La última vez que un jefe de Estado en Francia fue puesto tras las rejas, aparte del mariscal Pétain en 1945, fue el rey Luis XVI en 1792, con el triunfo de la Revolución. El ex presidente Nicolas Sarkozy ingresó antier a la prisión de La Santé, acusado por un tribunal de París de conspiración criminal por haber financiado, con millones de euros procedentes de Libia, a cambio de favores diplomáticos, su campaña presidencial de 2007. Fue absuelto de recibir el dinero en persona, pero condenado por asociación ilícita junto con dos de sus colaboradores más cercanos, que mantuvieron conversaciones al respecto con el jefe de inteligencia de Muamar el Gadafi.
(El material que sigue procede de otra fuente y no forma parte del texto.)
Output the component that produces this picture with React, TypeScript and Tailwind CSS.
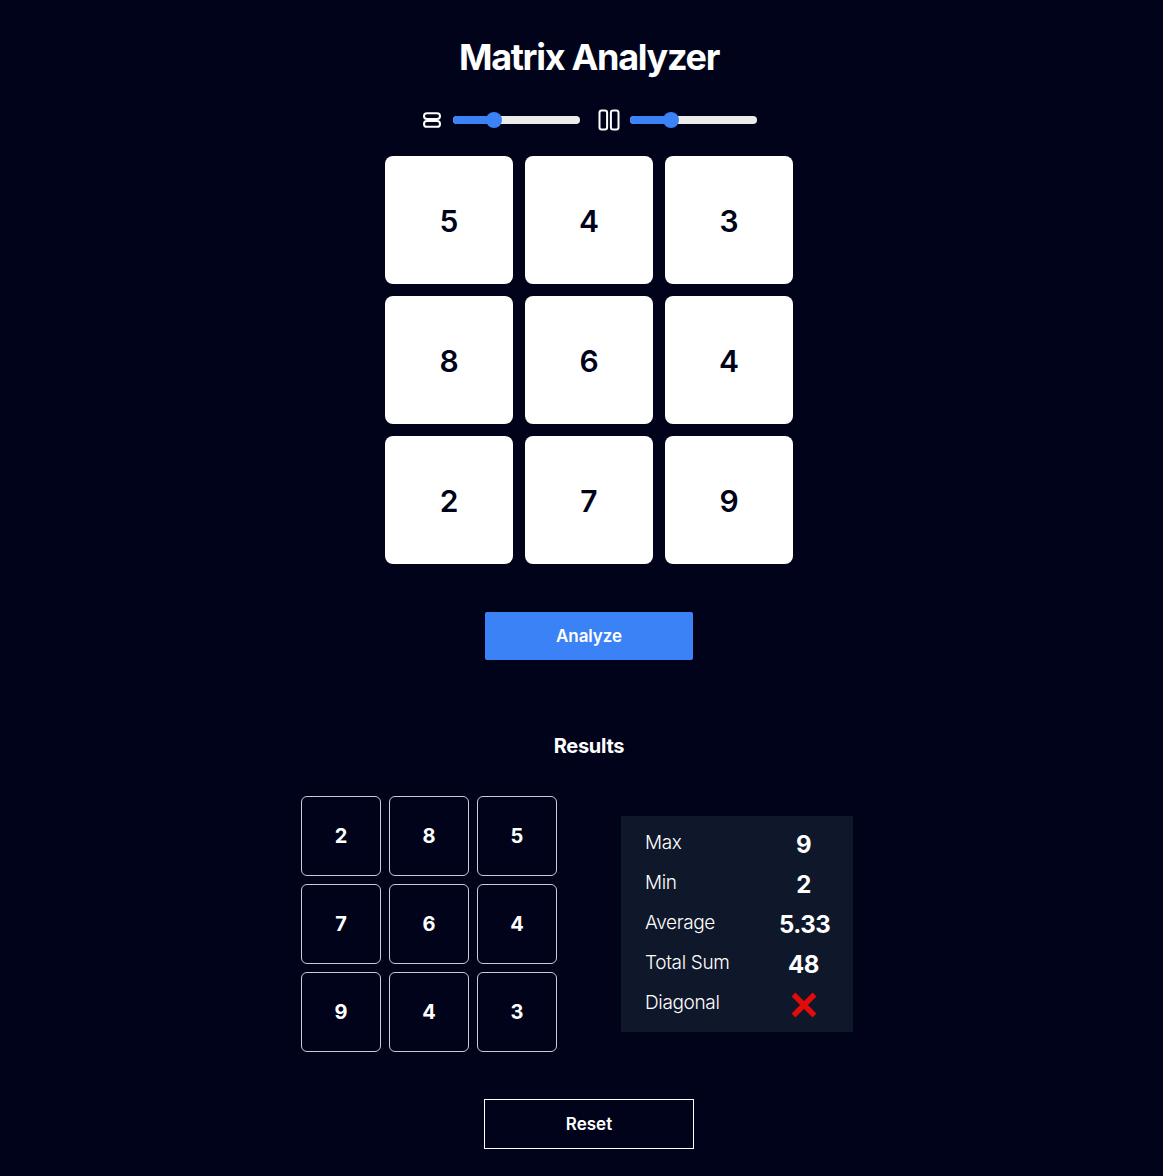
import { useState } from 'react';

const matrix = [5, 4, 3, 8, 6, 4, 2, 7, 9];
const rotated = [2, 8, 5, 7, 6, 4, 9, 4, 3];
const stats = [
  { label: 'Max', value: '9' },
  { label: 'Min', value: '2' },
  { label: 'Average', value: '5.33' },
  { label: 'Total Sum', value: '48' },
];

function RowsIcon() {
  return (
    <svg width="20" height="20" viewBox="0 0 20 20" fill="none" stroke="white" strokeWidth="2">
      <rect x="2" y="3.2" width="16" height="5.8" rx="2.9" />
      <rect x="2" y="11" width="16" height="5.8" rx="2.9" />
    </svg>
  );
}

function ColsIcon() {
  return (
    <svg width="22" height="22" viewBox="0 0 22 22" fill="none" stroke="white" strokeWidth="2">
      <rect x="1.5" y="1.5" width="7.6" height="19" rx="2.2" />
      <rect x="12.9" y="1.5" width="7.6" height="19" rx="2.2" />
    </svg>
  );
}

function Slider({ value }: { value: number }) {
  return (
    <div className="relative h-[8px] w-[127px] rounded-full bg-[#ebedeb]">
      <div className="h-full rounded-full bg-[#3b82f6]" style={{ width: value }} />
      <div className="absolute top-[-4px] h-[16px] w-[16px] rounded-full bg-[#3b82f6]" style={{ left: value - 8 }} />
    </div>
  );
}

export default function App() {
  const [cells] = useState(matrix);

  return (
    <div className="flex min-h-[1176px] flex-col items-center bg-[#00031a] pl-[15px] font-['Inter',sans-serif] text-white">
      <h1 className="mt-[36px] h-[42px] text-[36px] leading-[42px] font-bold tracking-[-1.3px]">Matrix Analyzer</h1>

      <div className="mt-[31px] flex h-[22px] items-center">
        <RowsIcon />
        <div className="ml-[11px]">
          <Slider value={41} />
        </div>
        <div className="ml-[18px]">
          <ColsIcon />
        </div>
        <div className="ml-[10px]">
          <Slider value={41} />
        </div>
      </div>

      <div className="mt-[25px] grid grid-cols-3 gap-[12px]">
        {cells.map((n, i) => (
          <div key={i} className="flex h-[128px] w-[128px] items-center justify-center rounded-[8px] bg-white pt-[2px] text-[30px] font-semibold text-[#00031a]">
            {n}
          </div>
        ))}
      </div>

      <button className="mt-[48px] h-[48px] w-[208px] rounded-[2px] bg-[#3b82f6] pt-[1px] text-[17px] font-semibold tracking-[-0.1px] text-white">Analyze</button>

      <h2 className="mt-[74px] h-[24px] text-[20px] leading-[24px] font-bold tracking-[-0.3px]">Results</h2>

      <div className="mt-[38px] mr-[24px] flex items-center gap-[64px]">
        <div className="grid grid-cols-3 gap-[8px]">
          {rotated.map((n, i) => (
            <div key={i} className="flex h-[80px] w-[80px] items-center justify-center rounded-[6px] border border-[#c9cbd6] text-[20px] font-bold">
              {n}
            </div>
          ))}
        </div>

        <div className="flex h-[216px] w-[232px] flex-col justify-center bg-[#0f172a] px-[24px]">
          {stats.map((s) => (
            <div key={s.label} className="flex h-[40px] items-center justify-between">
              <span className="pb-[2px] text-[19px] leading-[28px] font-light tracking-[-0.35px]">{s.label}</span>
              <span className="w-[50px] pt-[2px] pr-[1px] text-center text-[24px] font-bold tracking-[-0.5px] whitespace-nowrap">{s.value}</span>
            </div>
          ))}
          <div className="flex h-[40px] items-center justify-between">
            <span className="pb-[2px] text-[19px] leading-[28px] font-light tracking-[-0.35px]">Diagonal</span>
            <span className="flex w-[50px] justify-center pt-[2px]">
              <svg width="26" height="26" viewBox="0 0 26 26" fill="none" stroke="#e00b0b" strokeWidth="5.4">
                <path d="M2.5 2.5 L23.5 23.5 M23.5 2.5 L2.5 23.5" />
              </svg>
            </span>
          </div>
        </div>
      </div>

      <button className="mt-[47px] h-[50px] w-[210px] border border-white pt-[1px] text-[17px] font-semibold text-white">Reset</button>
    </div>
  );
}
Una sentencia de cinco años. Al haber presentado un recurso, Sarkozy sigue siendo inocente, desde el punto de vista de la ley, pero, aun así, debió ingresar en prisión por la “gravedad excepcional de los hechos”. La situación es “kafkiana”, afirman sus abogados. Es una venganza, porque él es inocente, dice Sarkozy. Tiene en la cárcel dos libros: una vida de Jesús y una novela de Dumas, la que narra la historia de un hombre encarcelado injustamente, El Conde de Montecristo.
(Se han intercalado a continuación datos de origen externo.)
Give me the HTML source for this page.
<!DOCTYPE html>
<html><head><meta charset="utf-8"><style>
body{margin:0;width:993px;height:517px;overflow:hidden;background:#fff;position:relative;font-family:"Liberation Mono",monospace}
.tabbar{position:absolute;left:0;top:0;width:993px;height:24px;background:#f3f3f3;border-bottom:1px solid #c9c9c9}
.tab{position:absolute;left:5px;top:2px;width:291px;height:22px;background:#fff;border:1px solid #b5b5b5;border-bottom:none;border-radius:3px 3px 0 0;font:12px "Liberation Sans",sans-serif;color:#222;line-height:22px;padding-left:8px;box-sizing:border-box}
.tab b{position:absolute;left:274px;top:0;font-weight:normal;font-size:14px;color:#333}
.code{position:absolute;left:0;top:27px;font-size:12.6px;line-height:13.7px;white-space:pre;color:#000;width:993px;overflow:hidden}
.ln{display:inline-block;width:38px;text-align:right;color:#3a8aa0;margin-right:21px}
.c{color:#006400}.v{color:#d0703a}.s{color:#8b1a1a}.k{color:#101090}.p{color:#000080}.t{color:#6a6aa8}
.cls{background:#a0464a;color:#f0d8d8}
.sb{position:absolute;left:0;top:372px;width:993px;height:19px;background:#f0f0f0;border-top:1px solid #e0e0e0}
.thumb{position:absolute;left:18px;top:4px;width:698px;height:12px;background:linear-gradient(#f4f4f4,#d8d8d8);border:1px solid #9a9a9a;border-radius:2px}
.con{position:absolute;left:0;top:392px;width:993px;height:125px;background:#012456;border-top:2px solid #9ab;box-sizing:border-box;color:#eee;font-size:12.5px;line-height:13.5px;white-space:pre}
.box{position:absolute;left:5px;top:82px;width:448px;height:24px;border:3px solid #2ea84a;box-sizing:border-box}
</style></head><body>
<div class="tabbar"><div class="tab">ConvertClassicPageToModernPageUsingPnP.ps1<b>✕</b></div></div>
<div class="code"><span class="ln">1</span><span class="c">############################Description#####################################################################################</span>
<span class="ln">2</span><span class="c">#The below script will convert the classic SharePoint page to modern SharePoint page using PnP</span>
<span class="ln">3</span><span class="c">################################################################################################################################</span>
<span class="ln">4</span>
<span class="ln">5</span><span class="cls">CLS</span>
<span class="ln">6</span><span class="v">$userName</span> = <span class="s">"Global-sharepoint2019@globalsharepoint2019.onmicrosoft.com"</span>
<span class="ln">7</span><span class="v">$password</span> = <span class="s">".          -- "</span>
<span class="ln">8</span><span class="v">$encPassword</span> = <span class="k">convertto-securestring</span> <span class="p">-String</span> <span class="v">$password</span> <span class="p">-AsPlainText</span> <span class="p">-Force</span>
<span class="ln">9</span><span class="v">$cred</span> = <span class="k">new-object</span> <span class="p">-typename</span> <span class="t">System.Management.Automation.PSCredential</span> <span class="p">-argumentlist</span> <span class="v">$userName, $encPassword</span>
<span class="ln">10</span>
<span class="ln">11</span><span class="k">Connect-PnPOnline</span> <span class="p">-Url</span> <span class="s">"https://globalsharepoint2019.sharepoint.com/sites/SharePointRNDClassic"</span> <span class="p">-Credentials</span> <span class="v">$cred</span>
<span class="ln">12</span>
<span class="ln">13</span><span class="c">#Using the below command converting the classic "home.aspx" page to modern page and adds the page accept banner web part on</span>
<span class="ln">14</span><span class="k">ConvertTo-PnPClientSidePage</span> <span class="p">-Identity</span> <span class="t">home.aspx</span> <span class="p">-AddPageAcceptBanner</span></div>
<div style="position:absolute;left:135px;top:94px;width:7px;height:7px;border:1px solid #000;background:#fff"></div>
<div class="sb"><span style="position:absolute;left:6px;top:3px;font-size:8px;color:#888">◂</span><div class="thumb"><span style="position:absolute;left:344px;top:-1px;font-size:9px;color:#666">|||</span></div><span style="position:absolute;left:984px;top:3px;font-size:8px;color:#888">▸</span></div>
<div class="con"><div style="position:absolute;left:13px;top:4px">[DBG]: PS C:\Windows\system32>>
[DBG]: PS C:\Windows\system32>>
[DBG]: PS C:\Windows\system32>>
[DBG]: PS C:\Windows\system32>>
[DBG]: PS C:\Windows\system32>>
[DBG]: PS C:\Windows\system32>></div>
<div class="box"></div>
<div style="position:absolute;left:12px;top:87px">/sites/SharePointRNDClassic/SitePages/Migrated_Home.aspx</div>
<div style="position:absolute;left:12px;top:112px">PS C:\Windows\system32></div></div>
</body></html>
“Ganar es gustar, mi oficio es decidir”, confesó Sarkozy cuando supo que había ganado la elección en Francia. “Estaba inquieto sobre mi capacidad para gustar”. La frase resume con nitidez el drama de un político en las democracias. Decidir y gustar. Tomar decisiones que tendrán un impacto sobre la vida de millones de personas, sobre la integridad del planeta, es en efecto la tarea más importante de un hombre de Estado. Pero antes de asumir esa carga, que es enorme, tiene que aprender un arte muy distinto, más común: el de gustar. Sarkozy sabía que no les gustaba a los franceses. Inteligente, nervioso, impaciente, era bajo de estatura, cojeaba, tenía prisa, no escuchaba nunca. Francia es un país en el que importan las formas. Sarkozy no tenía contacto con la gente; estaba siempre rodeado de guardaespaldas. No visitaba El Louvre; prefería pasear por Euro Disney. Usaba lentes de policía; ostentaba su amistad con multimillonarios; pasaba sus vacaciones en Estados Unidos. Todo eso era resentido por los franceses, que añoraban la solemnidad de sus predecesores.
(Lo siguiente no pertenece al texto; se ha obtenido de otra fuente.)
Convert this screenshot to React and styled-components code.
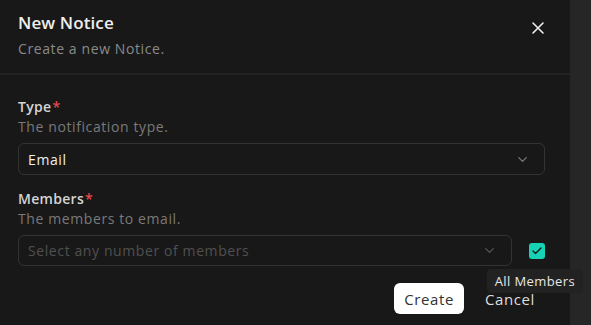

Sarkozy obtuvo 53 por ciento de los votos en 2007, el porcentaje más alto de sufragios de un candidato de la derecha frente a la izquierda, desde los tiempos del General de Gaulle. Ganó en todas las categorías de edad, salvo en la de los más jóvenes, y en todas las categorías socio-profesionales, menos en la de los obreros, con una participación contundente de 85.5 por ciento. Su gobierno atrajo el talento de la izquierda: Attali, Lang, Kouchner, Strauss-Kahn. “Yo soy de derecha”, decía, “pero no soy conservador”. No veía hacia atrás, sino hacia adelante. A los dos años como presidente, su popularidad cayó. Había ganado con el lema de “trabajar más para ganar más”. Su pesadilla fue el desempleo y la caída del poder de compra de los franceses. Algo similar enfrentaron los dos hombres que lo precedieron. Ambos padecieron una crisis de la economía, que llamaron con nombres grandilocuentes, como era su estilo: la rigueur (Mitterrand) y la fracture sociale (Chirac). Sarkozy la llamó simplemente la crise.